John Maeda and Becky Bermont (from the Rhode Island School of Design) wrote a nice blog post about transparency and clarity.

I've written about transparency before, suggesting, as some others have, that radical transparency would have value. I have implied on more than one occasion that our leaders and our organizations are not as transparent as they could be. I get a lot of resistance when I say these things, even though I always add the caveat that I'm not actually suggesting extreme transparency and revealing everything all the time. 

Maeda and Bermont point out that complete transparency is not only impossible, it is also often just confusing. If you give people all the raw data, they won't know what to do with it or how to make sense of it. Or worse, they'll interpret it incorrectly. Instead of transparency, people need CLARITY.

Transparent and clear can be defined the same, of course (you can see through it), but their distinction in an organizational context is important. Clarity requires a certain amount of transparency (back to my original point: more transparency than you're delivering now, I bet). But it also requires selection and interpretation, in order to make things really clear. That, by definition, is less than complete transparency, because you are choosing to reveal some things over others in order to promote clarity.

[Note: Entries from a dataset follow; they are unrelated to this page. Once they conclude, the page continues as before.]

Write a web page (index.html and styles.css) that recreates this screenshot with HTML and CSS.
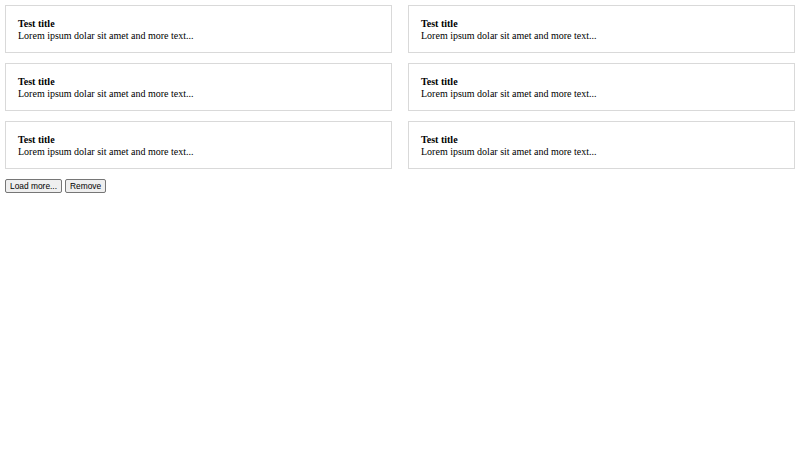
FILE: index.html
```html
<!DOCTYPE html>
<html>
<head>
<meta charset="utf-8">
<link rel="stylesheet" href="styles.css">
</head>
<body>
<div class="grid">
  <div class="card"><div class="title">Test title</div><div class="text">Lorem ipsum dolar sit amet and more text...</div></div>
  <div class="card"><div class="title">Test title</div><div class="text">Lorem ipsum dolar sit amet and more text...</div></div>
  <div class="card"><div class="title">Test title</div><div class="text">Lorem ipsum dolar sit amet and more text...</div></div>
  <div class="card"><div class="title">Test title</div><div class="text">Lorem ipsum dolar sit amet and more text...</div></div>
  <div class="card"><div class="title">Test title</div><div class="text">Lorem ipsum dolar sit amet and more text...</div></div>
  <div class="card"><div class="title">Test title</div><div class="text">Lorem ipsum dolar sit amet and more text...</div></div>
</div>
<div class="actions">
  <button class="btn">Load more...</button>
  <button class="btn">Remove</button>
</div>
</body>
</html>
```
FILE: styles.css
```css
body {
  margin: 5px;
  font-family: "Liberation Serif", serif;
  font-size: 10px;
  color: #000;
  background: #fff;
}
.grid {
  display: grid;
  grid-template-columns: 1fr 1fr;
  column-gap: 16px;
  row-gap: 10px;
}
.card {
  border: 1px solid #d9d9d9;
  padding: 2px 12px 0;
  box-sizing: border-box;
  height: 48px;
  display: flex;
  flex-direction: column;
  justify-content: center;
  line-height: 12px;
}
.title {
  font-weight: bold;
}
.actions {
  margin-top: 10px;
  display: flex;
  gap: 3px;
}
.btn {
  font-family: "Liberation Sans", Arial, sans-serif;
  font-size: 8.4px;
  padding: 1px 4px;
  margin: 0;
  line-height: 10px;
  border: 1px solid #767676;
  border-radius: 2px;
  background: #efefef;
  color: #000;
}
```
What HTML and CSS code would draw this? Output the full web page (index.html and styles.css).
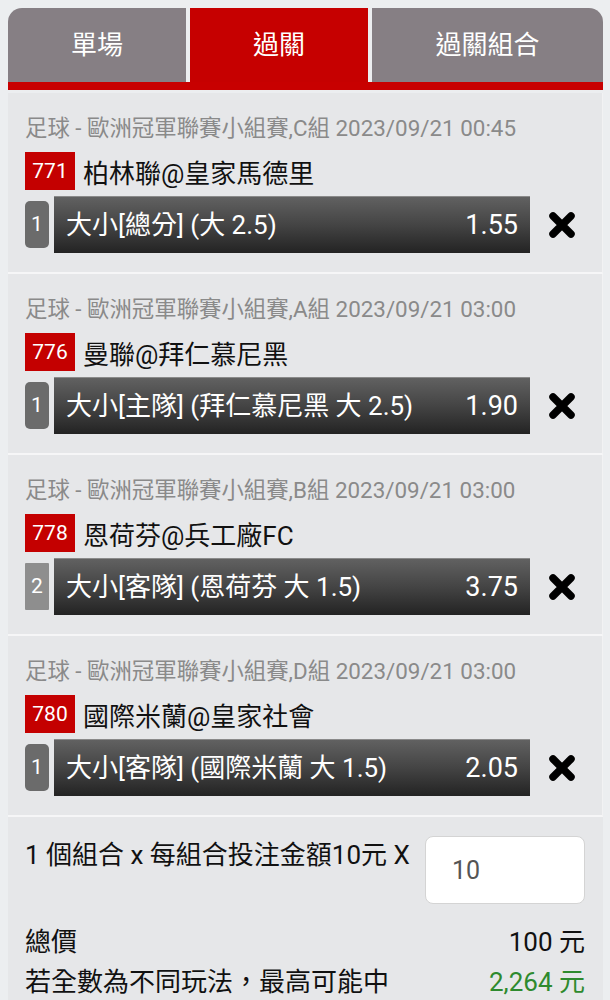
FILE: index.html
```html
<!DOCTYPE html>
<html>
	<head>
		<meta charset="UTF-8">
		<title>過關</title>
		<link rel="stylesheet" href="styles.css">
	</head>
	<body>
		<div id="slip">
			<div class="tabs">
				<div class="tab">單場</div>
				<div class="tab on">過關</div>
				<div class="tab">過關組合</div>
			</div>
			<div class="tabline"></div>

			<ul class="list">
				<li class="item">
					<div class="league">足球 - 歐洲冠軍聯賽小組賽,C組 2023/09/21 00:45</div>
					<div class="match"><span class="no">771</span>柏林聯@皇家馬德里</div>
					<div class="bet">
						<span class="num">1</span>
						<div class="bar"><span>大小[總分] (大 2.5)</span><span>1.55</span></div>
						<a class="del" href="#"><svg width="28" height="28" viewBox="0 0 28 28"><path d="M5 5L23 23M23 5L5 23" stroke="#000" stroke-width="7.5" stroke-linecap="round"/></svg></a>
					</div>
				</li>
				<li class="item">
					<div class="league">足球 - 歐洲冠軍聯賽小組賽,A組 2023/09/21 03:00</div>
					<div class="match"><span class="no">776</span>曼聯@拜仁慕尼黑</div>
					<div class="bet">
						<span class="num">1</span>
						<div class="bar"><span>大小[主隊] (拜仁慕尼黑 大 2.5)</span><span>1.90</span></div>
						<a class="del" href="#"><svg width="28" height="28" viewBox="0 0 28 28"><path d="M5 5L23 23M23 5L5 23" stroke="#000" stroke-width="7.5" stroke-linecap="round"/></svg></a>
					</div>
				</li>
				<li class="item">
					<div class="league">足球 - 歐洲冠軍聯賽小組賽,B組 2023/09/21 03:00</div>
					<div class="match"><span class="no">778</span>恩荷芬@兵工廠FC</div>
					<div class="bet">
						<span class="num sq">2</span>
						<div class="bar"><span>大小[客隊] (恩荷芬 大 1.5)</span><span>3.75</span></div>
						<a class="del" href="#"><svg width="28" height="28" viewBox="0 0 28 28"><path d="M5 5L23 23M23 5L5 23" stroke="#000" stroke-width="7.5" stroke-linecap="round"/></svg></a>
					</div>
				</li>
				<li class="item">
					<div class="league">足球 - 歐洲冠軍聯賽小組賽,D組 2023/09/21 03:00</div>
					<div class="match"><span class="no">780</span>國際米蘭@皇家社會</div>
					<div class="bet">
						<span class="num">1</span>
						<div class="bar"><span>大小[客隊] (國際米蘭 大 1.5)</span><span>2.05</span></div>
						<a class="del" href="#"><svg width="28" height="28" viewBox="0 0 28 28"><path d="M5 5L23 23M23 5L5 23" stroke="#000" stroke-width="7.5" stroke-linecap="round"/></svg></a>
					</div>
				</li>
			</ul>

			<div class="sum">
				<div class="stake">
					<span>1 個組合 x 每組合投注金額10元 X</span>
					<input class="amount" type="text" value="10">
				</div>
				<div class="row"><span>總價</span><span>100 元</span></div>
				<div class="row"><span>若全數為不同玩法，最高可能中</span><span class="win">2,264 元</span></div>
			</div>
		</div>
	</body>
</html>
```

FILE: styles.css
```css
body{
	margin: 0;
	background: #eceef0;
	font-family: Roboto, "Noto Sans CJK TC", sans-serif;
}
#slip{
	padding: 8px 7px 0 8px;
}
.tabs{
	display: grid;
	grid-template-columns: 178px 178px 1fr;
	gap: 4px;
}
.tab{
	height: 74px;
	line-height: 74px;
	text-align: center;
	background: #867f84;
	color: #fff;
	font-size: 26px;
}
.tab:first-child{
	border-top-left-radius: 14px;
}
.tab:last-child{
	border-top-right-radius: 14px;
}
.tab.on{
	background: #c60000;
}
.tabline{
	height: 8px;
	background: #c80000;
}
.list{
	list-style: none;
	margin: 3px 0 0;
	padding: 0;
}
.item{
	background: #e6e7e9;
	padding: 21px 0 19px 17px;
	border-bottom: 2px solid #f6f6f7;
	border-right: 1px solid #f2f2f3;
}
.league{
	font-size: 22.4px;
	line-height: 28px;
	color: #8a8a8a;
	white-space: nowrap;
}
.match{
	display: flex;
	align-items: center;
	margin-top: 10px;
	height: 38px;
	font-size: 26px;
	color: #111;
}
.no{
	width: 50px;
	height: 38px;
	line-height: 38px;
	margin-right: 8px;
	text-align: center;
	background: #c40000;
	color: #fff;
	font-size: 21px;
}
.bet{
	display: flex;
	align-items: center;
	margin-top: 6px;
	height: 57px;
}
.num{
	width: 24px;
	height: 47px;
	line-height: 47px;
	margin-right: 5px;
	text-align: center;
	background: #6b6b6b;
	border-radius: 5px;
	color: #fff;
	font-size: 21px;
}
.num.sq{
	background: #8e8e8e;
	border-radius: 1px;
}
.bar{
	display: flex;
	justify-content: space-between;
	align-items: baseline;
	box-sizing: border-box;
	width: 476px;
	height: 57px;
	padding: 8px 12px 0;
	background: linear-gradient(#616161, #444 50%, #232323);
	border-top: 1px solid #8a8a8a;
	color: #fff;
	font-size: 26px;
	line-height: 40px;
}
.bar span:last-child{
	font-size: 27px;
}
.del{
	flex: 1;
	display: flex;
	justify-content: center;
	align-items: center;
	height: 57px;
	padding-right: 8px;
}
.sum{
	background: #e6e7e9;
	padding: 19px 18px 0 17px;
	height: 164px;
	color: #111;
	font-size: 26px;
}
.stake{
	display: flex;
	align-items: flex-start;
	gap: 8px;
}
.stake span{
	line-height: 36px;
	padding-top: 1px;
	white-space: nowrap;
}
.amount{
	box-sizing: border-box;
	width: 160px;
	height: 68px;
	margin-left: auto;
	padding: 0 0 0 26px;
	border: 1px solid #d4d4d4;
	border-radius: 8px;
	background: #fff;
	color: #555;
	font: 25px Roboto, sans-serif;
}
.row{
	display: flex;
	justify-content: space-between;
	line-height: 40px;
}
.stake + .row{
	margin-top: 18px;
}
.win{
	color: #2e8a2e;
}
```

Maeda further notes that in order for this to really work, the person who is doing the revealing and interpreting (in his case, the President of a School), needs to be trusted. How do you build trust? By being transparent! This sounds circular, but I don't think it is. 

There are two types of transparency going on at the same time. One is the kind Maeda is talking about: revealing (and interpreting) vital information about the organization or about the leader that is relevant to certain constituents (employees, the public, the market analysts, the members, etc.). This does not require full transparency, but in order to achieve clarity, you'll have to share a lot. Think about your organization. Where do you withhold information in ways that make things opaque. Where people end up thinking "I'm not clear as to what is happening or WHY it is happening." Honestly, when I suggest making salary figures open, it's in the service of clarity. What do we value and why. If we were clear on that, maybe we wouldn't need to make salary figures open. 

The second kind of transparency is more broad and has to do with trust. I may require distilled information when it comes to being clear on some areas of an organization, but in the bigger picture, a more expansive experience of transparency is what makes the distilled version possible. When I know that the organization or the leaders are routinely sharing a wide variety of relevant information, then I am more likely to trust their distillations. 

At one level, that's why it is valuable to know, via Twitter, what you had for lunch. That and what you think of the news, or what issues you're struggling with, or what you think of someone's blog post, or what conference you are at, etc. The more information you give me about you, the more rich and textured the story in my head about you will be, and that has huge implications for whether or not I believe you in those moments where it is critical that I believe you.

In my new consulting and coaching program on truth in organizations, there is a whole section about "talk," that gets at this issue of transparency. People in authority positions in organizations are the ones who need this trust, thus it is their statements that are scrutinized. It is the stories people have in their heads about these people that drive truth and its power in organizations. So if you're in these positions, you will have to manage both aspects of transparency (the focused, distilled kind as well as the broad kind).